KT&G is pushing to generate new revenue from its real estate business in a bid to find a breakthrough in sluggish cigarette sales and escalating competition with overseas e-cigarette makers including JUUL Labs, officials said Friday.

The Korean cigarette company said it has nurtured its real estate business based on financial resources accumulated through the tobacco business and developable lands it possesses.

The firm's new businesses include real estate sales and leasing as well as the hotel business.

KT&G CEO Baek Bok-in
KT&G CEO Baek Bok-in
The company has seen consistent growth in its real estate business as its sales in the sector increased from 142.8 billion won ($120 million) in 2015 to 184.8 billion won in 2016, and to 190 billion won in 2017.

Operating profit in the real estate segment during the first quarter of the year was tallied at 27.7 billion won, rising five-fold from the previous year.

The firm made inroads into the hotel business in 2013 in an effort to diversify its business portfolio, signing a consignment operating deal with global hotel chain Marriott.

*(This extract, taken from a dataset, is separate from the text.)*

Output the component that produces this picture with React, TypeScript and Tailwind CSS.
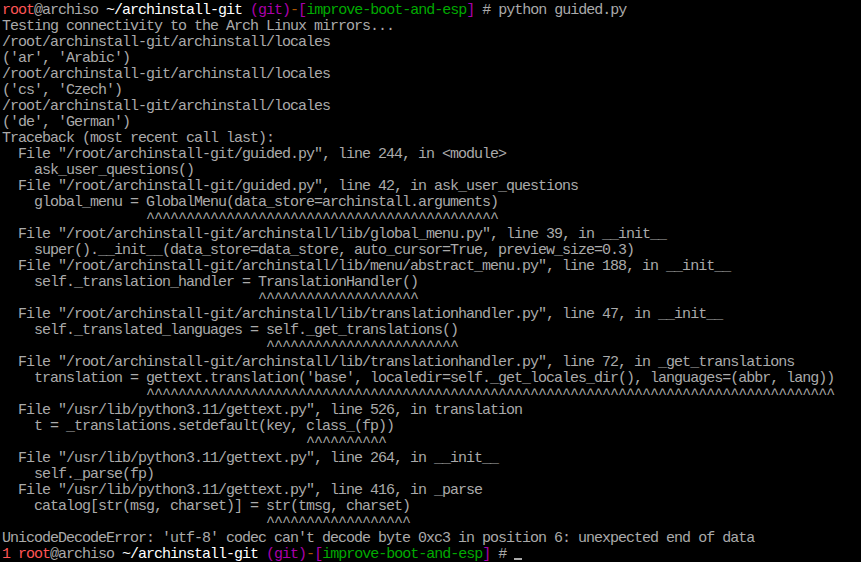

The cigarette company opened Courtyard by Marriott Seoul Namdaemun in May 2016 and has attracted foreign travelers and visitors on business trips.

For the real estate leasing business, the firm is currently developing a 268,077-square-meter factory site in Suwon, Gyeonggi Province, to construct an apartment complex and park. The number of households of the apartment complex will be 3,000.

KT&G has already completed development of its old factory site in Daegu, and built a 1,005- household apartment complex and a shopping center there.

"KT&G will enhance the real estate lease business by developing lands we possess and purchasing profitable buildings," a KT&G official said. "We are aiming to strengthen competitiveness in development, operation and investment to solidify our business structure and generate revenue consistently."

The cigarette company's move to nurture the real estate business comes at a time when the tobacco market has been stagnant amid the government's push for a non-smoking policy in addition to a population decrease.

Amid a fall in cigarette sales, the firm's operating profit has decreased from 1.3 trillion won in 2016 to 1.2 trillion won in 2017 and to 1 trillion won in 2018.

The firm has also faced growing competition with foreign e-cigarette makers such as Philip Morris and JUUL Labs.

On Wednesday, JUUL Labs, the best-selling e-cigarette maker in the United States, announced its entry into the Korean market.